Developers are always on the lookout for new, better, faster, cooler tools, languages, compilers. And the popularity of these toolsets ebbs and flows. One week Scala is at the top, the next it’s Go language.
Silvius Rus, director of big data platforms for Quantcast, gave Sawzall a shout-out during a Structure Data Guru panel last week. “It’s a lightweight language developed by Google that bridges procedural and interpretive languages,” Rus said.
Michael Driscoll, CEO of Metamarkets and moderator of the panel, later explained why that’s important. With a declarative language, the programmer tells the computer what to do in almost English-language-like sentences. To tell the computer to draw a circle, a declarative or imperative programmer might say “draw.circle with a size attached,” Driscoll said.
Procedural languages, on the other hand, are much more detailed step-by-step instructions — they sound more like math. A procedural approach would “define the actual pointer and tell it to move one degree to the left and one degree up and the square root of 2 up to the diagonal and repeat X times,” Driscoll said.
Sawzall is a nice blend between a declarative language that might be too high level to do all of what the programmer really wants and procedural, “which is way too in the weeds” to be fully productive, Driscoll said. More broadly, Sawzall is a powerful and compact language for log data aggregation and transformation. And, he added, it plays well with Hadoop MapReduce.

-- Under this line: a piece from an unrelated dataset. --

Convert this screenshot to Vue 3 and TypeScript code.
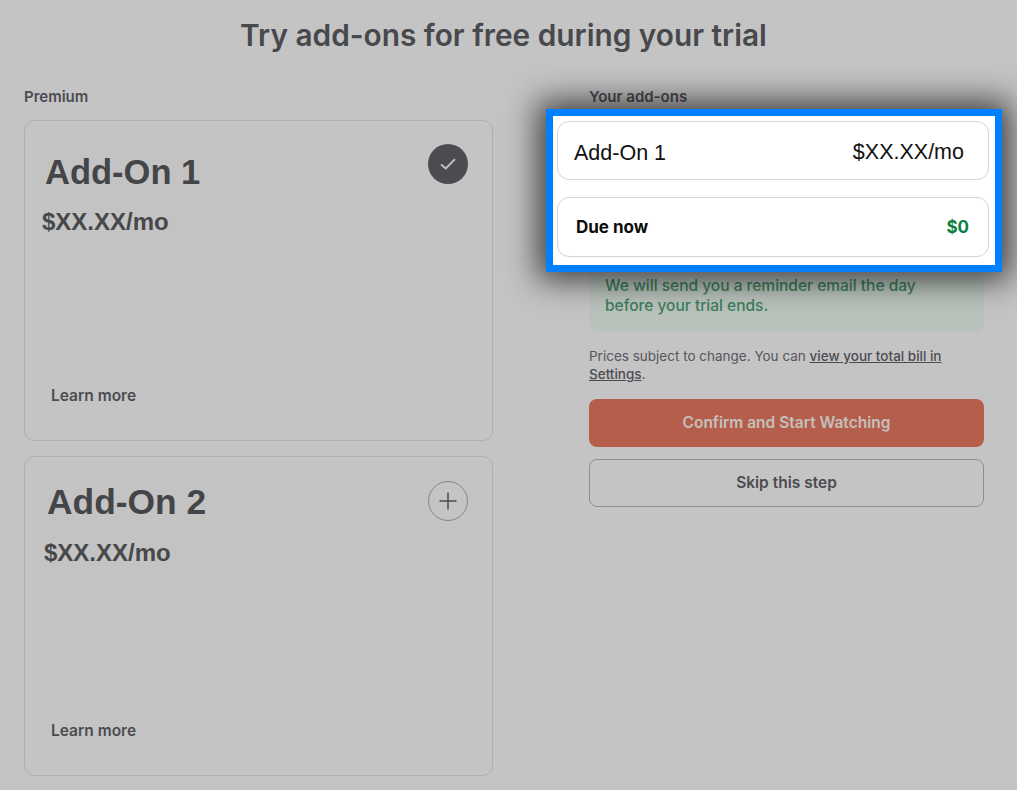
<script setup lang="ts">
interface AddOn {
  name: string
  price: string
  selected: boolean
  variant: string
}
const addOns: AddOn[] = [
  { name: 'Add-On 1', price: '$XX.XX/mo', selected: true, variant: 'first' },
  { name: 'Add-On 2', price: '$XX.XX/mo', selected: false, variant: 'second' },
]
</script>

<template>
  <main class="page">
    <h1 class="title">Try add-ons for free during your trial</h1>
    <div class="columns">
      <section class="left">
        <h2 class="label">Premium</h2>
        <article v-for="a in addOns" :key="a.name" class="card" :class="a.variant">
          <div class="patch patch-a"></div>
          <div class="patch patch-b"></div>
          <div class="card-head">
            <div>
              <h3 class="card-name">{{ a.name }}</h3>
              <p class="card-price">{{ a.price }}</p>
            </div>
            <span v-if="a.selected" class="toggle on">
              <svg width="18" height="14" viewBox="0 0 18 14" fill="none">
                <path d="M2 7.5 L6.8 11.5 L16 2.2" stroke="#c4c4c4" stroke-width="1.8" />
              </svg>
            </span>
            <span v-else class="toggle off">
              <svg width="18" height="18" viewBox="0 0 18 18" fill="none">
                <path d="M9 0.5 V17.5 M0.5 9 H17.5" stroke="#4b4c52" stroke-width="1.5" />
              </svg>
            </span>
          </div>
          <a class="learn">Learn more</a>
        </article>
      </section>
      <section class="right">
        <h2 class="label">Your add-ons</h2>
        <div class="slot">
          <div class="highlight">
            <div class="row big">
              <span>Add-On 1</span>
              <span>$XX.XX/mo</span>
            </div>
            <div class="row due">
              <span>Due now</span>
              <span class="zero">$0</span>
            </div>
          </div>
        </div>
        <div class="notice">We will send you a reminder email the day before your trial ends.</div>
        <p class="fine">Prices subject to change. You can <a>view your total bill in</a><br /><a>Settings</a>.</p>
        <button class="btn primary">Confirm and Start Watching</button>
        <button class="btn ghost">Skip this step</button>
      </section>
    </div>
  </main>
</template>

<style>
html, body { margin: 0; background: #c4c4c4; }
</style>

<style scoped>
.page {
  height: 790px;
  overflow: hidden;
  box-sizing: border-box;
  background: #c4c4c4;
  padding-top: 15px;
  font-family: Inter, "Liberation Sans", sans-serif;
  color: #4b4c52;
}
.title {
  margin: 0 0 0 -10px;
  text-align: center;
  font-size: 29.8px;
  line-height: 40px;
  font-weight: 600;
  color: #48494d;
}
.columns {
  display: grid;
  grid-template-columns: 469px 395px;
  column-gap: 96px;
  padding: 32px 0 0 24px;
}
.label {
  margin: 0 0 13px;
  font-size: 15px;
  line-height: 20px;
  font-weight: 600;
}
.card {
  position: relative;
  box-sizing: border-box;
  width: 469px;
  height: 321px;
  border: 1px solid #aeaeba;
  border-radius: 10px;
  display: flex;
  flex-direction: column;
  justify-content: space-between;
  padding: 23px 24px 34px 17px;
  margin-bottom: 15px;
}
.card.second { height: 320px; }
.patch { position: absolute; background: #c3c3c3; }
.first .patch-a { left: 17px; top: 29px; width: 270px; height: 143px; }
.first .patch-b { left: 17px; top: 179px; width: 410px; height: 63px; }
.second .patch-a { left: 17px; top: 21px; width: 194px; height: 150px; }
.second .patch-b { left: 17px; top: 176px; width: 426px; height: 69px; }
.card-head {
  position: relative;
  display: flex;
  justify-content: space-between;
  align-items: flex-start;
}
.card-name {
  margin: 6px 0 0 3px;
  font-family: "Liberation Sans", Arial, sans-serif;
  font-size: 34.5px;
  line-height: 44px;
  font-weight: 700;
  color: #444548;
}
.second .card-name { margin: 0 0 0 5px; font-size: 35.4px; }
.card-price {
  margin: 14px 0 0;
  font-family: "Liberation Sans", Arial, sans-serif;
  font-size: 24px;
  line-height: 28px;
  font-weight: 700;
  color: #47484b;
}
.second .card-price { margin: 15px 0 0 2px; }
.toggle {
  box-sizing: border-box;
  width: 40px;
  height: 40px;
  border-radius: 50%;
  display: flex;
  align-items: center;
  justify-content: center;
  flex: none;
}
.toggle.on { background: #4b4c52; }
.toggle.off { border: 1px solid #85868c; margin-top: 1px; }
.learn {
  position: relative;
  margin-left: 9px;
  font-size: 15.5px;
  line-height: 20px;
  font-weight: 600;
}
.slot {
  position: relative;
  height: 154px;
}
.highlight {
  position: absolute;
  left: -43px;
  top: -11px;
  width: 456px;
  height: 163px;
  box-sizing: border-box;
  border: 7px solid #0080ff;
  background: #fff;
  padding: 5px 6px 8px 4px;
  display: flex;
  flex-direction: column;
  justify-content: space-between;
  box-shadow: 0 0 30px 8px rgba(0, 0, 0, 0.68);
  z-index: 2;
}
.row {
  box-sizing: border-box;
  height: 59px;
  border: 1px solid #d4d4d4;
  border-radius: 12px;
  display: flex;
  align-items: center;
  justify-content: space-between;
  color: #111;
}
.row.big {
  padding: 5px 24px 0 16px;
  font-family: "Liberation Sans", Arial, sans-serif;
  font-size: 21.5px;
}
.row.big span:last-child { margin-top: -2px; }
.row.due {
  height: 60px;
  padding: 0 19px 0 18px;
  font-size: 17px;
  font-weight: 700;
  color: #0b0b0b;
}
.zero { color: #0a7f3f; }
.notice {
  box-sizing: border-box;
  height: 58px;
  padding: 2px 16px 0;
  background: #b9c3bc;
  border-radius: 0 0 8px 8px;
  color: #3d7e5c;
  font-size: 15.5px;
  line-height: 20px;
  font-weight: 500;
}
.fine {
  margin: 15px 0 16px;
  font-size: 13.5px;
  line-height: 18px;
  color: #56575c;
}
.fine a { text-decoration: underline; font-weight: 500; color: #4b4c52; }
.btn {
  display: block;
  width: 395px;
  height: 48px;
  border-radius: 8px;
  font-family: inherit;
  font-size: 15.5px;
  font-weight: 600;
  padding: 0 0 2px;
}
.primary { background: #b65e4c; border: 0; color: #c4c0bd; margin-bottom: 12px; }
.ghost { background: transparent; border: 1px solid #8a8d99; color: #4b4c52; }
</style>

New toolsets for webscale computing
Yarn was built to “just think about mass-produced jobs.” Continuity is building a real-time streaming engine called Big Flow and using Yarn for all the resource deployment and management.
He also gave kudos to Weave, a higher-level framework. Weave “allows you to build a much wider class of applications on top of Yarn. So,t Yarn is … something that we will be going forward with for at least the next half a decade [and] Weave allows you to actually build more wide scale applications on top of that.”
Bhaskar Ghosh, senior director of engineering at LinkedIn(s lnkd), touted Helix, a generic distribution cluster manager developed at LinkedIn and which is now an Apache incubator project. Helix simplifies distributed system development by separating cluster management from the primary component tasks of a distributed system, according to LinkedIn.
Kafka, Storm slake the thirst for real-time frameworks
Driscoll also sees traction for Kafka, a real-time framework for ingesting and managing data streams and Storm, out of Twitter, for processing those streams. “Think of Kafka and Storm as the HDFS and MapReduce analogs but for real time — Kafka for storage and Storm for compute,” Driscoll said.
On its blog, LinkedIn describes Kafka as a distributed publish-subscribe messaging system — also now an Apache project. Kafka is used by Twitter and Square for log aggregation, queeuing, and real-time monitoring and event processing.
This list is by no means complete. When I spoke with Github co-founder Tom Preston-Werner a few weeks ago, he said Clojure, heretofore a rather obscure dynamic programming language, is gaining momentum. “It’s getting a lot of buzz round on the enterprise side,” Preston-Werner said.
The continued popularity of the Java Virtual Machine has breathed new life into languages like Clojure and Scala, he added. Indeed, the JVM remains nearly ubiquitous and that is a huge advantage for languages that support it. If you’re a developer, you want the widest possible audience.
“The JVM is still the modern foundation that lets you run everywhere and Clojure has benefited from that,” Driscoll agreed. “It’s certainly gained steam among an elite set of programmers in Silicon Valley.”